--- begin Data segment ---
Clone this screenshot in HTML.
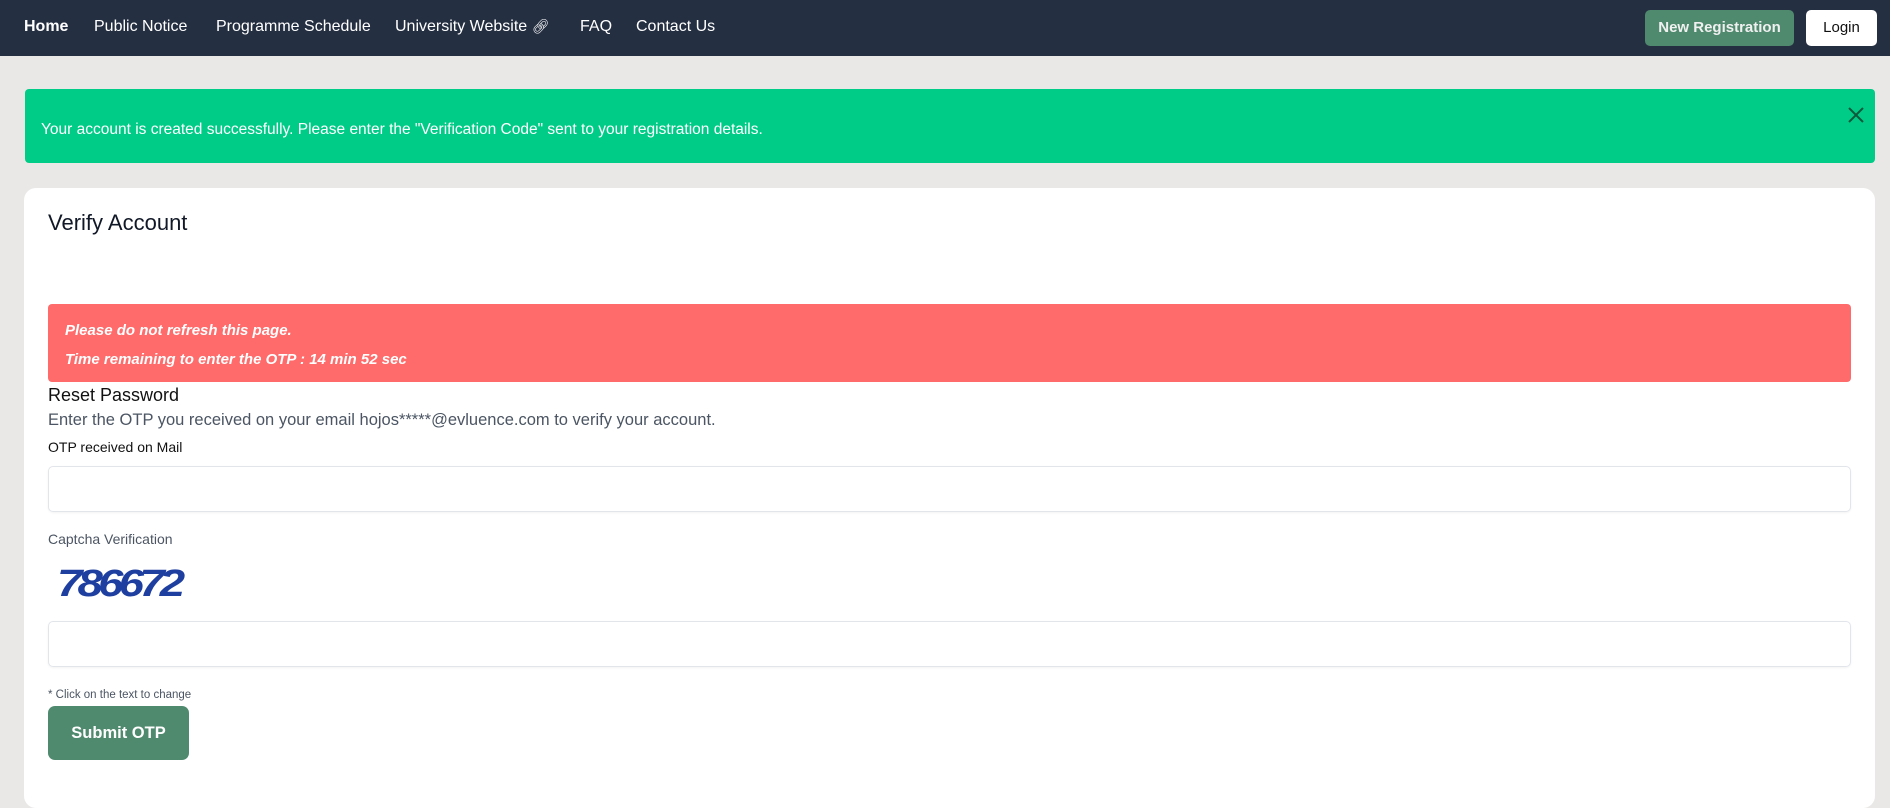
<!DOCTYPE html>
<html><head><meta charset="utf-8"><style>
*{box-sizing:border-box;margin:0;padding:0}
body{width:1890px;height:781px;overflow:hidden;background:#e9e8e6;font-family:"Liberation Sans",sans-serif;position:relative}
.nav{position:absolute;left:0;top:0;width:1890px;height:56px;background:#252f42}
.nav a{position:absolute;top:18px;color:#fff;font-size:16px;text-decoration:none}
.btn{position:absolute;top:10px;height:36px;border-radius:5px;font-size:15px;font-weight:bold;text-align:center;line-height:36px}
.alert{position:absolute;left:25px;top:89px;width:1850px;height:74px;background:#00cc88;border-radius:4px;color:#fff;font-size:15.5px;padding:0 0 0 16px;line-height:82px}
.card{position:absolute;left:24px;top:188px;width:1851px;height:620px;background:#fff;border-radius:12px}
.abs{position:absolute}
.red{left:24px;top:116px;width:1803px;height:78px;background:#ff6a6a;border-radius:4px;color:#fff;font-style:italic;font-weight:bold;font-size:15px;padding:12px 0 0 17px;line-height:29px}
.inp{left:24px;width:1803px;height:46px;border:1px solid #e2e5ea;border-radius:5px;box-shadow:0 1px 2px rgba(0,0,0,.05)}
</style></head><body>
<div class="nav">
<a style="left:24px;font-weight:bold">Home</a>
<a style="left:94px">Public Notice</a>
<a style="left:216px">Programme Schedule</a>
<a style="left:395px">University Website <span style="font-size:14px">🔗&#xFE0E;</span></a>
<a style="left:580px">FAQ</a>
<a style="left:636px">Contact Us</a>
<div class="btn" style="left:1645px;width:149px;background:#4f8a6e;color:#f0f0f0">New Registration</div>
<div class="btn" style="left:1806px;width:71px;background:#fff;color:#111;font-weight:normal">Login</div>
</div>
<div class="alert">Your account is created successfully. Please enter the "Verification Code" sent to your registration details.
<svg class="abs" style="left:1822px;top:17px" width="18" height="18" viewBox="0 0 18 18"><path d="M2 2L16 16M16 2L2 16" stroke="#0b5a3c" stroke-width="2"/></svg></div>
<div class="card">
<div class="abs" style="left:24px;top:22px;font-size:22px;color:#111827">Verify Account</div>
<div class="abs red">Please do not refresh this page.<br>Time remaining to enter the OTP : 14 min 52 sec</div>
<div class="abs" style="left:24px;top:197px;font-size:18px;color:#111">Reset Password</div>
<div class="abs" style="left:24px;top:223px;font-size:16.5px;color:#4b5563">Enter the OTP you received on your email hojos*****@evluence.com to verify your account.</div>
<div class="abs" style="left:24px;top:251px;font-size:14px;color:#111">OTP received on Mail</div>
<div class="abs inp" style="top:278px"></div>
<div class="abs" style="left:24px;top:343px;font-size:14px;color:#4b5563">Captcha Verification</div>
<div class="abs" style="left:33px;top:375px;font-size:38px;font-weight:bold;font-style:italic;color:#1e3fa0;letter-spacing:-4px;transform:scaleX(1.2);transform-origin:left">786672</div>
<div class="abs inp" style="top:433px"></div>
<div class="abs" style="left:24px;top:501px;font-size:11.5px;color:#4b5563">* Click on the text to change</div>
<div class="abs" style="left:24px;top:518px;width:141px;height:54px;background:#4f8a6e;border-radius:7px;color:#fff;font-size:16.5px;font-weight:bold;text-align:center;line-height:54px">Submit OTP</div>
</div>
</body></html>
--- end Data segment ---
Determine how many lines contain the word "this" and reply with that number alone.

Exercise solution =>
2